Most children are supported by family beyond the age of 18. What about those who are on their own beginning on their 18th birthday?
Check out Preventable Tragedy: A Hawaiian Teen’s Suicide after Foster Care,” an article written by Natalie Wendt. In this article Natalie Wendt speaks about a 19-year-old from Hawaii who had just committed suicide. Natalie further explains how the 19-year-old had just been phased out of foster care and fell on hardship when his Medicaid coverage ended on his 19th birthday. So, he was without the possibility of mental health treatment because of the expenses.
This article got me thinking about other hardships that young adults who are too old for foster care may come across when they are suddenly thrown into the real world. Luckily, Natalie linked back to an article written by her colleague, Josie Raymond. The article was called “Foster Care Fosters Homelessness,” and this struck me as pretty logical.
Chapin Hall at the University of Chicago actually did a study on former foster youth, and the results follow the logic that is pointed out in Raymond’s article title. Foster children were followed starting when they entered foster care at 16, were still in care at 17, and were placed because of a reason other than delinquency. The Executive Summary reports the outcomes of these children when they were interviewed at the ages of 23 and 24.
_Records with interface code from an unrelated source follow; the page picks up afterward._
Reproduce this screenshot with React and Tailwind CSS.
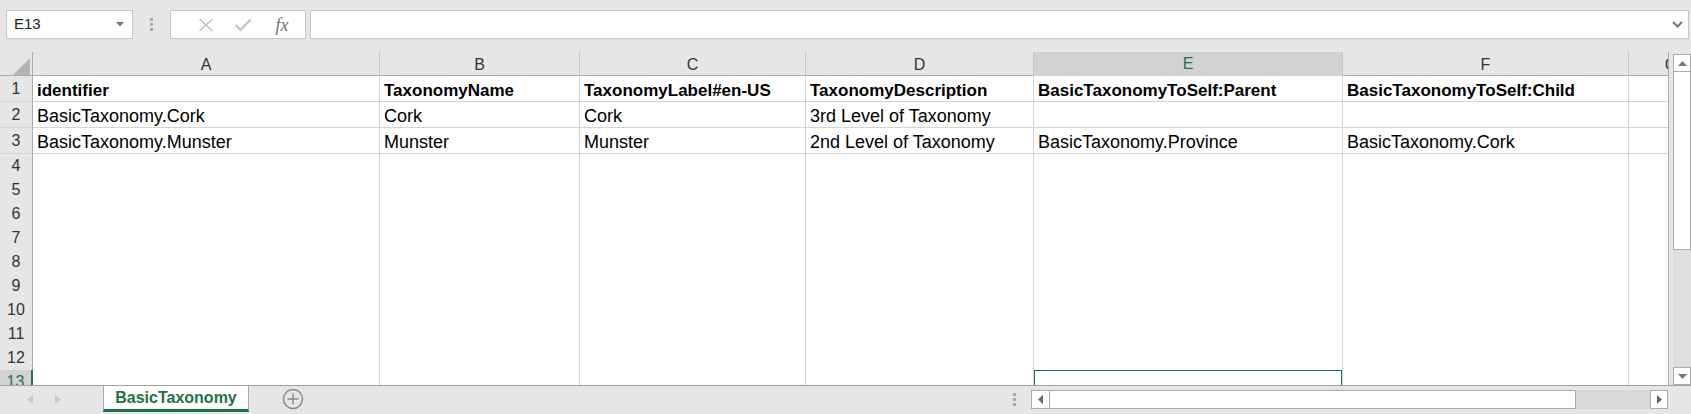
import React from 'react';

const COLS = ['A', 'B', 'C', 'D', 'E', 'F'];

const ROWS = [
  {
    bold: true,
    cells: [
      'identifier',
      'TaxonomyName',
      'TaxonomyLabel#en-US',
      'TaxonomyDescription',
      'BasicTaxonomyToSelf:Parent',
      'BasicTaxonomyToSelf:Child',
    ],
  },
  {
    cells: ['BasicTaxonomy.Cork', 'Cork', 'Cork', '3rd Level of Taxonomy', '', ''],
  },
  {
    cells: [
      'BasicTaxonomy.Munster',
      'Munster',
      'Munster',
      '2nd Level of Taxonomy',
      'BasicTaxonomy.Province',
      'BasicTaxonomy.Cork',
    ],
  },
];

const EMPTY = ['', '', '', '', '', ''];

function FormulaBar() {
  return (
    <div className="h-[52px] flex items-start pt-[10px] pl-[6px]">
      <div className="w-[127px] h-[29px] bg-white border border-[#c6c6c6] flex items-center justify-between pl-[7px] pr-[8px]">
        <span className="text-[15px] text-[#222]">E13</span>
        <svg width="8" height="5" viewBox="0 0 8 5">
          <path d="M0 0 L8 0 L4 4.5 Z" fill="#777" />
        </svg>
      </div>
      <div className="w-[37px] h-[29px] flex flex-col items-center justify-center gap-[2px]">
        <div className="w-[3px] h-[3px] bg-[#a8a8a8]" />
        <div className="w-[3px] h-[3px] bg-[#a8a8a8]" />
        <div className="w-[3px] h-[3px] bg-[#a8a8a8]" />
      </div>
      <div className="w-[136px] h-[29px] bg-white border border-[#c6c6c6] flex items-center">
        <div className="w-[44px] flex justify-end pr-[1px]">
          <svg width="16" height="14" viewBox="0 0 16 14">
            <path d="M1.5 1 L14.5 13 M14.5 1 L1.5 13" stroke="#bdbdbd" strokeWidth="1.4" fill="none" />
          </svg>
        </div>
        <div className="w-[48px] flex justify-center pl-[8px]">
          <svg width="18" height="14" viewBox="0 0 18 14">
            <path d="M1.5 7 L6.5 12 L16.5 1.5" stroke="#c2c2c2" strokeWidth="2.2" fill="none" />
          </svg>
        </div>
        <div className="flex-1 flex justify-center pr-[4px]">
          <span className="font-['Liberation_Serif',serif] italic text-[18px] leading-none text-[#707070]">fx</span>
        </div>
      </div>
      <div className="ml-[4px] w-[1379px] h-[29px] bg-white border border-[#c6c6c6] flex items-center justify-end pr-[5px]">
        <svg width="11" height="7" viewBox="0 0 11 7">
          <path d="M1 1 L5.5 5.5 L10 1" stroke="#777" strokeWidth="2" fill="none" />
        </svg>
      </div>
    </div>
  );
}

function Cell({ children, bold, selected }) {
  return (
    <div
      className={
        'relative border-r border-b border-[#d4d4d4] bg-white px-[4px] pb-[2px] flex items-end whitespace-nowrap overflow-hidden text-black ' +
        (bold ? 'font-bold text-[17px] leading-[17px]' : 'text-[18px] leading-[18px]')
      }
    >
      {children}
      {selected && (
        <div className="absolute -left-[1px] -top-[1px] right-[-1px] -bottom-[2px] border-2 border-[#217346]" />
      )}
    </div>
  );
}

function RowHeader({ n, selected }) {
  return (
    <div
      className={
        'flex items-center justify-center text-[16px] border-b border-[#d4d4d4] ' +
        (selected
          ? 'bg-[#d2d2d2] text-[#217346] border-r-2 border-r-[#217346]'
          : 'bg-[#e6e6e6] text-[#333] border-r border-r-[#ababab]')
      }
    >
      {n}
    </div>
  );
}

function Grid() {
  const rows = [];
  for (let i = 1; i <= 13; i++) {
    const r = ROWS[i - 1] || { cells: EMPTY };
    rows.push(
      <div
        key={i}
        className={
          'grid grid-cols-[33px_347px_200px_226px_228px_309px_286px_40px] ' +
          (i <= 3 ? 'h-[26px]' : 'h-[24px]')
        }
      >
        <RowHeader n={i} selected={i === 13} />
        {r.cells.map((c, j) => (
          <Cell key={j} bold={r.bold} selected={i === 13 && j === 4}>
            {c}
          </Cell>
        ))}
        <Cell />
      </div>
    );
  }

  return (
    <div className="w-[1669px] h-[333px] overflow-hidden border-r border-[#ababab]">
      <div className="grid grid-cols-[33px_347px_200px_226px_228px_309px_286px_40px] h-[24px] bg-[#e6e6e6] border-b border-[#ababab]">
        <div className="relative border-r border-[#ababab]">
          <svg className="absolute right-[2px] bottom-[2px]" width="17" height="17" viewBox="0 0 17 17">
            <path d="M17 0 L17 17 L0 17 Z" fill="#b4b4b4" />
          </svg>
        </div>
        {COLS.map((c) =>
          c === 'E' ? (
            <div
              key={c}
              className="flex items-center justify-center text-[16px] bg-[#d2d2d2] text-[#217346] border-r border-[#c6c6c6] border-b-2 border-b-[#217346] -mb-px"
            >
              {c}
            </div>
          ) : (
            <div key={c} className="flex items-center justify-center text-[16px] text-[#333] border-r border-[#c6c6c6]">
              {c}
            </div>
          )
        )}
        <div className="overflow-hidden">
          <div className="w-[84px] h-full flex items-center justify-center text-[16px] text-[#333]">G</div>
        </div>
      </div>
      {rows}
    </div>
  );
}

function VScroll() {
  return (
    <div className="w-[22px] h-[333px] pl-[4px] pt-[2px] flex flex-col">
      <div className="h-[18px] bg-white border border-[#ababab] flex items-center justify-center">
        <svg width="9" height="5" viewBox="0 0 9 5">
          <path d="M0 5 L9 5 L4.5 0 Z" fill="#777" />
        </svg>
      </div>
      <div className="h-[178px] bg-white border-x border-b border-[#ababab]" />
      <div className="flex-1 bg-[#dedede]" />
      <div className="h-[18px] bg-white border border-[#ababab] flex items-center justify-center">
        <svg width="9" height="5" viewBox="0 0 9 5">
          <path d="M0 0 L9 0 L4.5 5 Z" fill="#777" />
        </svg>
      </div>
    </div>
  );
}

function TabBar() {
  return (
    <div className="h-[29px] border-t border-[#a0a0a0] flex items-start">
      <div className="w-[103px] h-[26px] flex items-center">
        <svg className="ml-[27px]" width="6" height="9" viewBox="0 0 6 9">
          <path d="M6 0 L6 9 L0 4.5 Z" fill="#c8c8c8" />
        </svg>
        <svg className="ml-[22px]" width="6" height="9" viewBox="0 0 6 9">
          <path d="M0 0 L0 9 L6 4.5 Z" fill="#c8c8c8" />
        </svg>
      </div>
      <div className="w-[146px] h-[26px] bg-white border-x border-[#ababab] border-b-[3px] border-b-[#217346] flex items-center justify-center">
        <span className="font-bold text-[16px] text-[#217346]">BasicTaxonomy</span>
      </div>
      <div className="ml-[33px] h-[26px] flex items-center">
        <svg width="22" height="22" viewBox="0 0 22 22">
          <circle cx="11" cy="11" r="9.5" stroke="#8a8a8a" strokeWidth="1.5" fill="none" />
          <path d="M11 5.5 V16.5 M5.5 11 H16.5" stroke="#8a8a8a" strokeWidth="1.5" />
        </svg>
      </div>
      <div className="ml-[709px] h-[26px] flex flex-col items-center justify-center gap-[2px]">
        <div className="w-[3px] h-[3px] bg-[#a8a8a8]" />
        <div className="w-[3px] h-[3px] bg-[#a8a8a8]" />
        <div className="w-[3px] h-[3px] bg-[#a8a8a8]" />
      </div>
      <div className="ml-[15px] mt-[4px] w-[637px] h-[19px] flex">
        <div className="w-[19px] bg-white border border-[#ababab] flex items-center justify-center">
          <svg width="5" height="9" viewBox="0 0 5 9">
            <path d="M5 0 L5 9 L0 4.5 Z" fill="#666" />
          </svg>
        </div>
        <div className="w-[526px] bg-white border-y border-r border-[#ababab]" />
        <div className="flex-1 bg-[#dadada] border-y border-[#dadada]" />
        <div className="w-[18px] bg-white border border-[#ababab] flex items-center justify-center">
          <svg width="5" height="9" viewBox="0 0 5 9">
            <path d="M0 0 L0 9 L5 4.5 Z" fill="#666" />
          </svg>
        </div>
      </div>
    </div>
  );
}

export default function App() {
  return (
    <div className="w-[1691px] h-[414px] overflow-hidden bg-[#e6e6e6] font-['Liberation_Sans',Arial,sans-serif]">
      <FormulaBar />
      <div className="flex">
        <Grid />
        <VScroll />
      </div>
      <TabBar />
    </div>
  );
}
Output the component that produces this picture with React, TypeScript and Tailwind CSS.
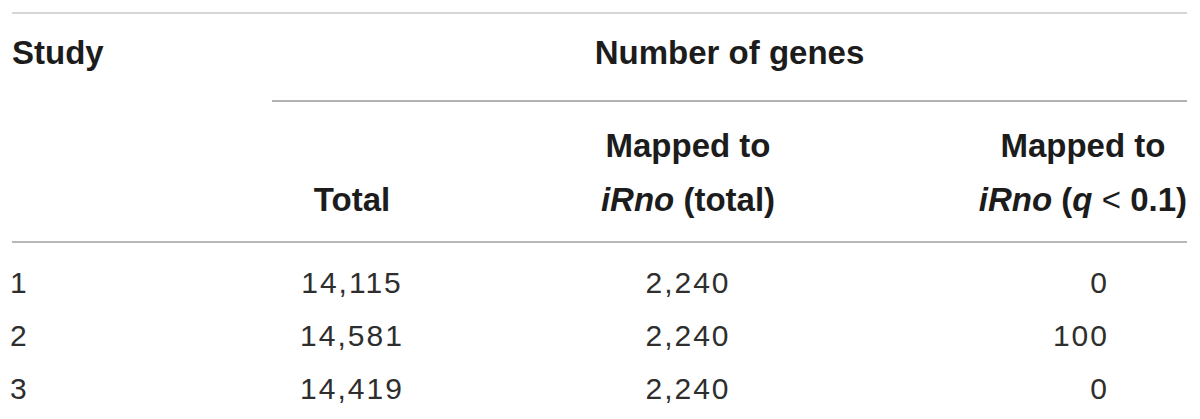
import React from "react";

const rows = [
  { study: "1", total: "14,115", mapped: "2,240", q: "0" },
  { study: "2", total: "14,581", mapped: "2,240", q: "100" },
  { study: "3", total: "14,419", mapped: "2,240", q: "0" },
];

export default function App() {
  return (
    <div className="w-[1200px] h-[419px] bg-white overflow-hidden font-['Liberation_Sans',Arial,sans-serif]">
      <div className="ml-[12px] mt-[12px] w-[1175px] border-t-2 border-[#d6d6d6]">
        {/* Header */}
        <div className="grid grid-cols-[260px_160px_512px_243px] border-b-2 border-[#b8b8b8] text-[33px] font-bold text-[#1c1c1c]">
          <div className="row-span-2 pt-[22px] leading-[33px]">Study</div>
          <div className="col-span-3 pt-[22px] pb-[31px] leading-[33px] text-center border-b-2 border-[#b3b3b3]">
            Number of genes
          </div>
          <div className="flex items-end justify-center pb-[14px] leading-[54px]">Total</div>
          <div className="pt-[17px] pb-[14px] leading-[54px] text-center">
            <div>Mapped to</div>
            <div>
              <span className="italic">iRno</span> (total)
            </div>
          </div>
          <div className="pt-[17px] pb-[14px] leading-[54px] text-right">
            <div className="inline-block text-center">
              <div>Mapped to</div>
              <div className="whitespace-nowrap">
                <span className="italic">iRno</span> (<span className="italic">q</span>
                <span className="font-normal"> &lt; </span>0.1)
              </div>
            </div>
          </div>
        </div>
        {/* Body */}
        <div className="pt-[13px] text-[30px] leading-[53px] tracking-[2px] text-[#2e2e2e]">
          {rows.map((r) => (
            <div key={r.study} className="grid grid-cols-[260px_160px_512px_243px]">
              <div className="-ml-[2px]">{r.study}</div>
              <div className="text-center">{r.total}</div>
              <div className="text-center">{r.mapped}</div>
              <div className="text-right pr-[78px]">{r.q}</div>
            </div>
          ))}
        </div>
      </div>
    </div>
  );
}
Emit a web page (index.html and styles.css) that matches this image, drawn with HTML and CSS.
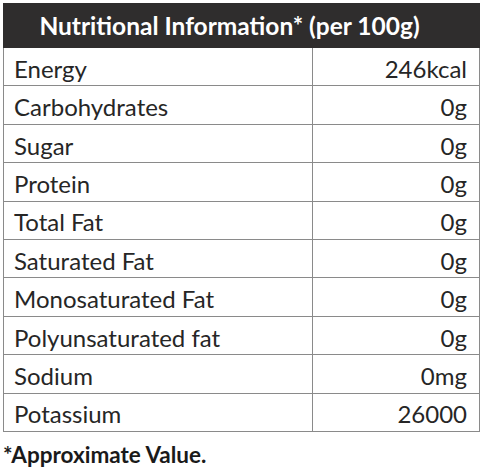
FILE: index.html
```html
<!DOCTYPE html>
<html lang="en">
<head>
    <meta charset="UTF-8">
    <title>Nutritional Information</title>
    <link rel="stylesheet" href="styles.css">
</head>
<body>
    <table class="nutrition">
        <colgroup>
            <col class="col-name">
            <col class="col-value">
        </colgroup>
        <thead>
            <tr>
                <th colspan="2">Nutritional Information* (per 100g)</th>
            </tr>
        </thead>
        <tbody>
            <tr><td class="name">Energy</td><td class="value">246kcal</td></tr>
            <tr><td class="name">Carbohydrates</td><td class="value">0g</td></tr>
            <tr><td class="name">Sugar</td><td class="value">0g</td></tr>
            <tr><td class="name">Protein</td><td class="value">0g</td></tr>
            <tr><td class="name">Total Fat</td><td class="value">0g</td></tr>
            <tr><td class="name">Saturated Fat</td><td class="value">0g</td></tr>
            <tr><td class="name">Monosaturated Fat</td><td class="value">0g</td></tr>
            <tr><td class="name">Polyunsaturated fat</td><td class="value">0g</td></tr>
            <tr><td class="name">Sodium</td><td class="value">0mg</td></tr>
            <tr><td class="name">Potassium</td><td class="value">26000</td></tr>
        </tbody>
    </table>
    <p class="note">*Approximate Value.</p>
</body>
</html>
```

FILE: styles.css
```css
body {
    margin: 0;
    padding: 3px 0 0 3px;
    background: #fff;
    font-family: Lato, 'Open Sans', sans-serif;
    color: #262626;
}
.nutrition {
    width: 477px;
    border-collapse: collapse;
    table-layout: fixed;
}
.col-name {
    width: 309px;
}
.nutrition thead tr {
    height: 44px;
}
.nutrition tbody tr {
    height: 38.4px;
}
.nutrition th {
    padding: 0 24px 0 0;
    background: #2f2d2d;
    color: #fff;
    font-size: 24.5px;
    font-weight: 700;
    text-align: center;
    border: 1px solid #2f2d2d;
}
.nutrition td {
    padding: 5px 12px 0 10px;
    border: 1px solid #8a8a8a;
    font-size: 24px;
    line-height: 1.2;
}
.nutrition .name {
    text-align: left;
}
.nutrition .value {
    text-align: right;
}
.note {
    margin: 9px 0 0 0;
    font-size: 22.5px;
    font-weight: 700;
    color: #1a1a1a;
}
```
- 24% of these kids were homeless at least once since they left foster care; half of these were homeless MORE THAN ONCE in that time
- Only 48% were currently employed
- 57% had health insurance; and two-thirds of these were insured by Medicaid
There is a gap here. A gap that needs to be filled by support services of some kind. Read the articles above, become aware, and spread awareness. Help our community fill this gap.